Farrar & Rinehart first published the book in 1936; Alfau received $250 for the manuscript. The edition was priced $2.50 and was the first in an intended series of signed editions sold by subscription. The book had a positive critical reception, including a review by writer Mary McCarthy, and quickly disappeared. The book then stayed out of print until editor Steven Moore introduced it to Dalkey Archive Press, which reprinted it in 1988 with an afterword by McCarthy.

Alfau said he was "bemused" with the attention the book received late in his life, but remarked it would have interested him more if it had come when he was younger.

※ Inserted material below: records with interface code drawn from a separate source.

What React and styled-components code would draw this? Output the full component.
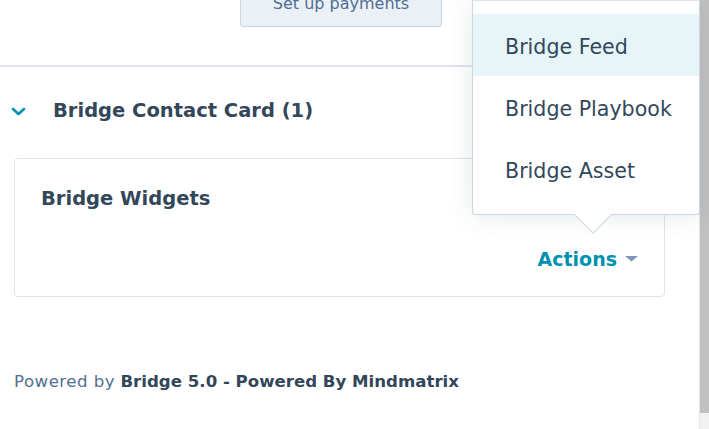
import React from 'react'
import styled, { createGlobalStyle } from 'styled-components'

const GlobalStyle = createGlobalStyle`
  html, body {
    margin: 0;
    padding: 0;
    background: #fff;
    overflow: hidden;
  }
  body {
    font-family: "DejaVu Sans", "Liberation Sans", sans-serif;
    color: #33475b;
  }
`

const Page = styled.div`
  display: flex;
  width: 709px;
  height: 429px;
`

const Main = styled.div`
  position: relative;
  flex: 1;
  display: flex;
  flex-direction: column;
`

const ScrollTrack = styled.div`
  width: 9px;
  display: flex;
  flex-direction: column;
  background: #f1f1f1;
  border-left: 1px solid #e6e6e6;
`

const ScrollThumb = styled.div`
  height: 413px;
  background: #c1c1c1;
`

const TopBar = styled.div`
  height: 65px;
  display: flex;
  align-items: flex-start;
  padding-left: 240px;
  border-bottom: 2px solid #dfe3eb;
`

const PayButton = styled.button`
  margin-top: -20px;
  height: 47px;
  width: 202px;
  background: #eaf0f6;
  border: 1px solid #cbd6e2;
  border-radius: 3px;
  color: #506e91;
  font-family: inherit;
  font-size: 16px;
  padding: 0;
`

const SectionHeader = styled.div`
  display: flex;
  align-items: center;
  height: 26px;
  margin-top: 31px;
  padding-left: 11px;
  gap: 27px;
`

const SectionTitle = styled.h2`
  margin: 0;
  font-size: 19.5px;
  font-weight: 700;
  line-height: 26px;
  color: #33475b;
`

const Card = styled.div`
  margin: 34px 34px 0 14px;
  height: 137px;
  border: 1px solid #dfe3eb;
  border-radius: 4px;
  padding: 0 26px 0 26px;
  display: flex;
  flex-direction: column;
`

const CardTitle = styled.h3`
  margin: 27px 0 0;
  font-size: 19.5px;
  font-weight: 700;
  color: #33475b;
  line-height: 26px;
`

const ActionsButton = styled.button`
  align-self: flex-end;
  margin-top: 34px;
  display: flex;
  align-items: center;
  gap: 8px;
  background: none;
  border: none;
  padding: 0;
  font-family: inherit;
  font-size: 19px;
  font-weight: 700;
  color: #0091ae;
  line-height: 26px;
`

const Footer = styled.p`
  margin: 74px 0 0 14px;
  font-size: 16.6px;
  color: #516f90;
  line-height: 22px;
  span {
    letter-spacing: 0.5px;
  }
  strong {
    color: #33475b;
    font-weight: 700;
  }
`

const Dropdown = styled.ul`
  position: absolute;
  left: 472px;
  top: 0;
  width: 226px;
  margin: 0;
  padding: 13px 0 14px;
  list-style: none;
  background: #fff;
  border: 1px solid #cbd6e2;
  border-top: 1px solid #dfe3eb;
  border-radius: 0 0 3px 3px;
  box-shadow: 0 1px 24px rgba(45, 62, 80, 0.12);
  &::after {
    content: '';
    position: absolute;
    left: 106px;
    bottom: -14px;
    width: 27px;
    height: 27px;
    background: #fff;
    border-right: 1px solid #cbd6e2;
    border-bottom: 1px solid #cbd6e2;
    transform: rotate(45deg);
  }
`

const MenuItem = styled.li`
  height: 62px;
  box-sizing: border-box;
  padding-top: 4px;
  display: flex;
  align-items: center;
  padding-left: 32px;
  font-size: 20.6px;
  color: #33475b;
  background: ${p => (p.$active ? '#e5f5f8' : 'transparent')};
`

const Chevron = () => (
  <svg width="15" height="9" viewBox="0 0 15 9">
    <polyline points="2,2 7.5,7 13,2" fill="none" stroke="#0091ae" strokeWidth="2.6" strokeLinecap="round" strokeLinejoin="round" />
  </svg>
)

const Caret = () => (
  <svg width="13" height="6" viewBox="0 0 13 6">
    <polygon points="0,0 13,0 6.5,5.5" fill="#7c98b6" />
  </svg>
)

export default function App() {
  const items = ['Bridge Feed', 'Bridge Playbook', 'Bridge Asset']
  return (
    <Page>
      <GlobalStyle />
      <Main>
        <TopBar>
          <PayButton>Set up payments</PayButton>
        </TopBar>
        <SectionHeader>
          <Chevron />
          <SectionTitle>Bridge Contact Card (1)</SectionTitle>
        </SectionHeader>
        <Card>
          <CardTitle>Bridge Widgets</CardTitle>
          <ActionsButton>
            Actions <Caret />
          </ActionsButton>
        </Card>
        <Footer>
          <span>Powered by</span> <strong>Bridge 5.0 - Powered By Mindmatrix</strong>
        </Footer>
        <Dropdown>
          {items.map((name, i) => (
            <MenuItem key={name} $active={i === 0}>{name}</MenuItem>
          ))}
        </Dropdown>
      </Main>
      <ScrollTrack>
        <ScrollThumb />
      </ScrollTrack>
    </Page>
  )
}
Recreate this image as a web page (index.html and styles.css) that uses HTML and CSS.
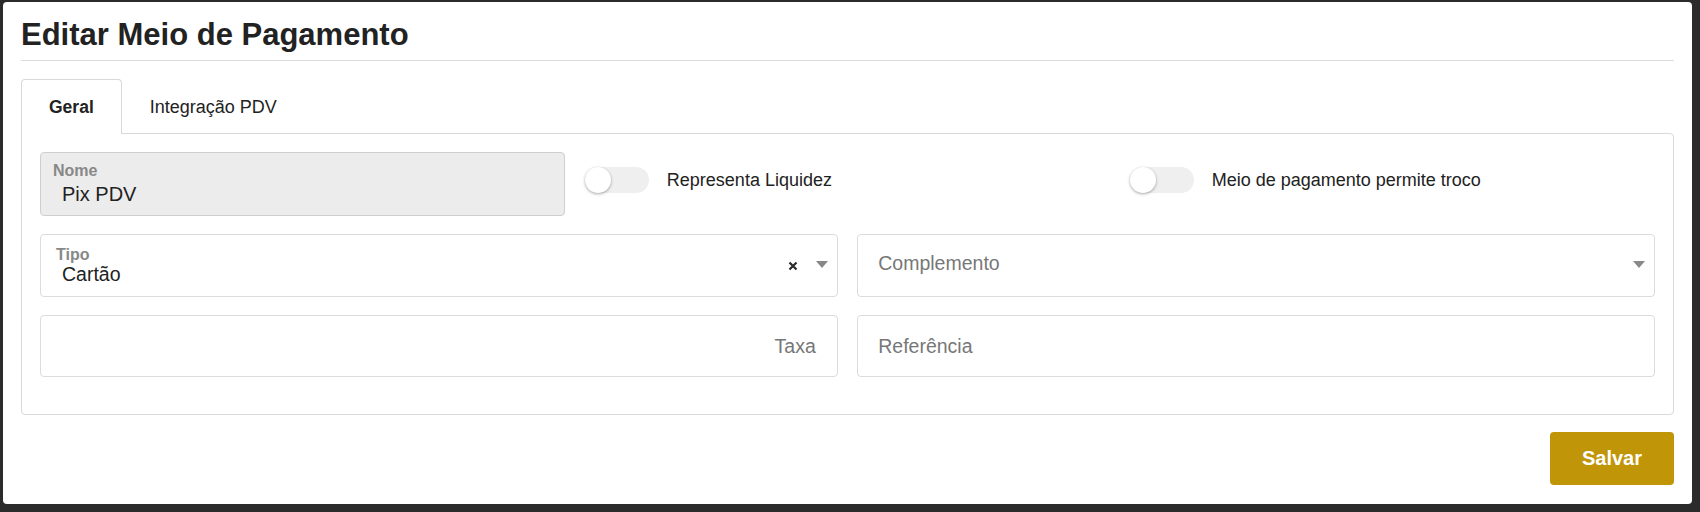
FILE: index.html
```html
<!DOCTYPE html>
<html lang="pt-BR">
<head>
<meta charset="utf-8">
<title>Editar Meio de Pagamento</title>
<link rel="stylesheet" href="styles.css">
</head>
<body>
<div class="modal">
  <h1 class="modal-title">Editar Meio de Pagamento</h1>
  <div class="tabs">
    <div class="tab tab--active">Geral</div>
    <div class="tab">Integração PDV</div>
  </div>
  <div class="tab-content">
    <div class="row row--3">
      <div class="field field--readonly">
        <span class="field-label">Nome</span>
        <span class="field-value">Pix PDV</span>
      </div>
      <div class="switch-item">
        <span class="switch"><span class="switch-knob"></span></span>
        <span class="switch-text">Representa Liquidez</span>
      </div>
      <div class="switch-item">
        <span class="switch"><span class="switch-knob"></span></span>
        <span class="switch-text">Meio de pagamento permite troco</span>
      </div>
    </div>
    <div class="row row--2">
      <div class="field field--select">
        <div class="select-main">
          <span class="field-label field-label--tipo">Tipo</span>
          <span class="select-value">Cartão</span>
        </div>
        <svg class="clear-icon" width="10" height="10" viewBox="0 0 10 10"><path d="M1.5 1.5 L8.5 8.5 M8.5 1.5 L1.5 8.5" stroke="#2a2a2a" stroke-width="2.2" stroke-linecap="butt"/></svg>
        <span class="caret"></span>
      </div>
      <div class="field field--select">
        <div class="select-main">
          <span class="placeholder">Complemento</span>
        </div>
        <span class="caret"></span>
      </div>
    </div>
    <div class="row row--2">
      <div class="field field--input field--right">
        <span class="placeholder">Taxa</span>
      </div>
      <div class="field field--input">
        <span class="placeholder">Referência</span>
      </div>
    </div>
  </div>
  <div class="modal-footer">
    <button class="btn-save">Salvar</button>
  </div>
</div>
</body>
</html>
```

FILE: styles.css
```css
* { box-sizing: border-box; }

html, body {
  margin: 0;
  padding: 0;
  background: #2b2b2b;
  font-family: "Liberation Sans", Arial, sans-serif;
  color: #222;
}

.modal {
  width: 1689px;
  height: 502px;
  margin: 2px 0 0 3px;
  background: #fff;
  border-radius: 4px;
  padding: 16px 18px 0 18px;
}

.modal-title {
  margin: 0;
  font-size: 31px;
  line-height: 34px;
  font-weight: 700;
  color: #222;
  padding: 0 0 8px 0;
  border-bottom: 1px solid #dcdcdc;
}

.tabs {
  display: flex;
  margin-top: 18px;
}

.tab {
  height: 55px;
  padding: 0 27px;
  display: flex;
  align-items: center;
  font-size: 18px;
  color: #222;
  border: 1px solid transparent;
  border-bottom: none;
  margin-bottom: -1px;
}

.tab--active {
  font-weight: 700;
  font-size: 17.5px;
  background: #fff;
  border-color: #d9d9d9;
  border-radius: 4px 4px 0 0;
  position: relative;
  z-index: 1;
}

.tab-content {
  border: 1px solid #d9d9d9;
  border-radius: 0 4px 4px 4px;
  padding: 18px 18px 37px 18px;
  display: flex;
  flex-direction: column;
  gap: 18px;
}

.row {
  display: grid;
  column-gap: 19.5px;
}

.row--3 { grid-template-columns: 1fr 1fr 1fr; }
.row--2 { grid-template-columns: 1fr 1fr; }

.field {
  border: 1px solid #dcdcdc;
  border-radius: 4px;
  height: 63px;
  background: #fff;
}

.field--readonly {
  height: 64px;
  background: #ececec;
  border-color: #cfcfcf;
  padding: 9px 0 0 12px;
  display: flex;
  flex-direction: column;
}

.field-label {
  font-size: 16px;
  line-height: 18px;
  font-weight: 700;
  color: #888;
}

.field-value {
  margin-top: 2px;
  padding-left: 9px;
  font-size: 20px;
  line-height: 24px;
  color: #222;
}

.field--select {
  display: flex;
  align-items: center;
  padding: 0 9px 0 0;
}

.select-main {
  flex: 1;
  display: flex;
  flex-direction: column;
}

.field-label--tipo {
  padding-left: 15px;
  margin-top: -2px;
}

.select-value {
  padding-left: 21px;
  font-size: 19.5px;
  line-height: 20px;
  color: #222;
}

.placeholder {
  font-size: 19.5px;
  line-height: 24px;
  color: #777;
}

.select-main .placeholder {
  padding-left: 20px;
  margin-top: -6px;
}

.clear-icon {
  margin-right: 18px;
}

.caret {
  width: 0;
  height: 0;
  border-left: 6px solid transparent;
  border-right: 6px solid transparent;
  border-top: 7px solid #888;
  margin-top: -2px;
}

.field--input {
  display: flex;
  align-items: center;
  height: 62px;
  padding: 0 20px;
}

.field--right {
  justify-content: flex-end;
  padding-right: 21px;
}

.switch-item {
  display: flex;
  align-items: center;
  gap: 18px;
  padding-top: 15px;
  align-self: start;
}

.switch {
  width: 64px;
  height: 26px;
  border-radius: 13px;
  background: #efefef;
  display: flex;
  align-items: center;
  flex-shrink: 0;
}

.switch-knob {
  width: 26px;
  height: 26px;
  border-radius: 50%;
  background: #fff;
  box-shadow: 0 1px 3px rgba(0, 0, 0, 0.35);
}

.switch-text {
  font-size: 18px;
  line-height: 22px;
  color: #222;
}

.modal-footer {
  display: flex;
  justify-content: flex-end;
  margin-top: 17px;
}

.btn-save {
  width: 124px;
  height: 53px;
  border: none;
  border-radius: 4px;
  background: #c09508;
  color: #fff;
  font-family: "Liberation Sans", Arial, sans-serif;
  font-size: 20px;
  font-weight: 700;
  cursor: pointer;
}
```
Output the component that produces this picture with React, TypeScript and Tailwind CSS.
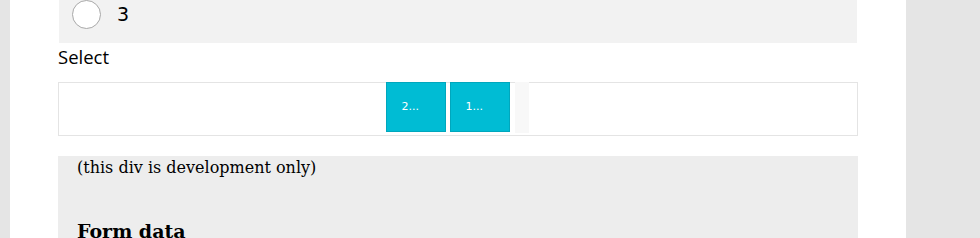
export default function App() {
  return (
    <div className="flex h-[238px] w-[980px] overflow-hidden bg-[#e5e5e5]">
      <div className="ml-[10px] w-[896px] shrink-0 bg-white">
        <div className="ml-[48px] w-[800px]">
          {/* radio option */}
          <div className="ml-px flex h-[43px] w-[798px] items-start bg-[#f2f2f2] font-['DejaVu_Sans',sans-serif]">
            <span className="ml-[13px] box-border h-[29px] w-[29px] rounded-full border border-[#a8a8a8] bg-white" />
            <span className="ml-[16px] text-[19px] leading-[28px] text-black">3</span>
          </div>

          <div className="mt-[2px] font-['Open_Sans',sans-serif] text-[18.5px] leading-[24px] text-black">Select</div>

          {/* select box */}
          <div className="mt-[13px] flex h-[54px] items-start justify-center border border-[#e4e4e4] bg-white">
            <div className="-ml-[2px] -mt-px flex gap-[4px]">
              <button className="flex h-[50px] w-[60px] items-center border border-[#00a7bd] bg-[#00bcd4] pl-[15px] font-['DejaVu_Sans',sans-serif] text-[11px] text-white">
                2...
              </button>
              <button className="flex h-[50px] w-[60px] items-center border border-[#00a7bd] bg-[#00bcd4] pl-[15px] font-['DejaVu_Sans',sans-serif] text-[11px] text-white">
                1...
              </button>
              <div className="ml-[1px] h-[51px] w-[14px] bg-[#f8f8f8]" />
            </div>
          </div>

          {/* dev div */}
          <div className="mt-[20px] h-[100px] bg-[#ededed] px-[19px] font-['DejaVu_Serif',serif] text-black">
            <div className="pt-[1px] text-[16px] leading-[22px]">(this div is development only)</div>
            <h3 className="mt-[40px] text-[19px] font-bold leading-[24px]">Form data</h3>
          </div>
        </div>
      </div>
    </div>
  );
}
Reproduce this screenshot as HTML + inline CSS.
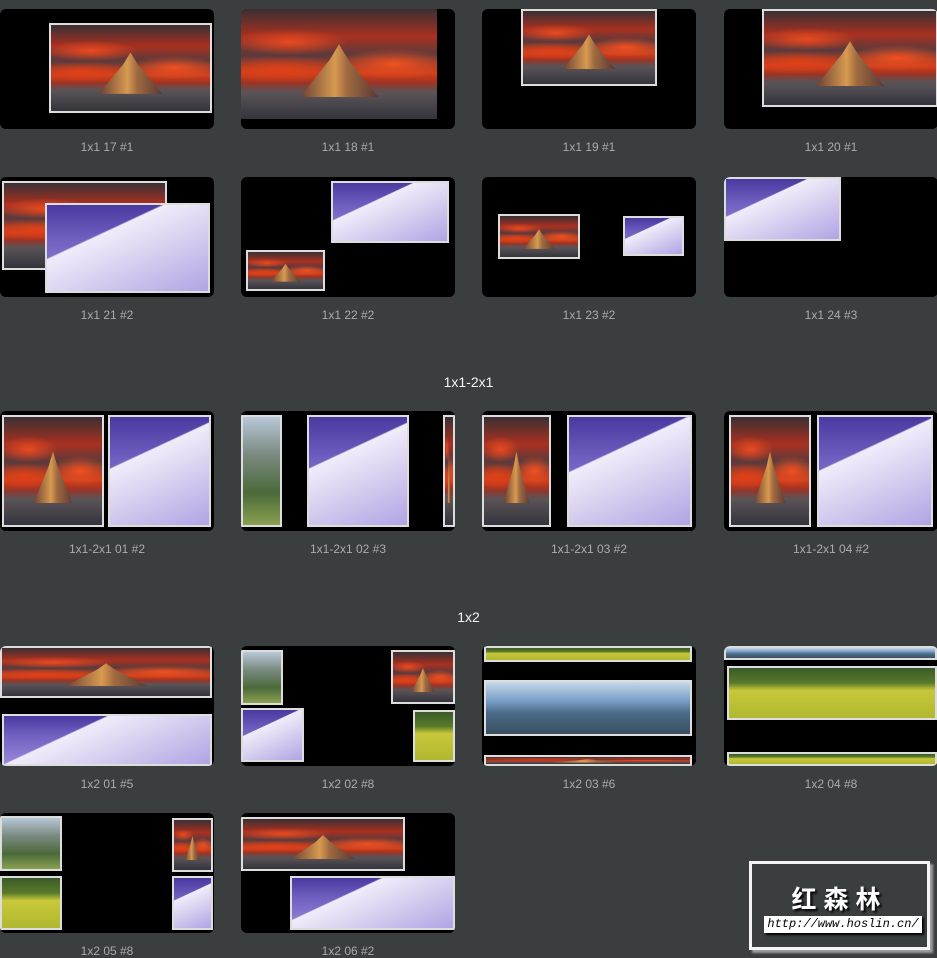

Comics writer Harvey Pekar wrote a one-page comic strip entitled "Felipe Alfau" (1993), illustrated by Joe Sacco, in which he recounts discovering a first-edition copy of Locos; in the original draft of the script he compares the work to those of O'Brien, Queneau, and Cervantes.

==Legacy==

Alfau's techniques are seen as anticipating those in the works of later-generation postmodern writers such as Barth, Calvino, Nabokov, Pynchon, O'Brien, and Borges. McCarthy described the attraction of the book to her as "the modernist novel as detective story", and later compared it to Nabokov's Pale Fire (1962). Comparable works that preceded Alfau's include Pirandello's play Six Characters in Search of an Author (1921) and works by Unamuno in the mid-1920s.

The idea of characters taking on a life independent from their author's intention reappears in Gilbert Sorrentino's Mulligan Stew (1979) and Desmond MacNamara's The Book of Intrusions (1994).

A chapter appeared in the 2011 Norton Anthology of Latino Literature.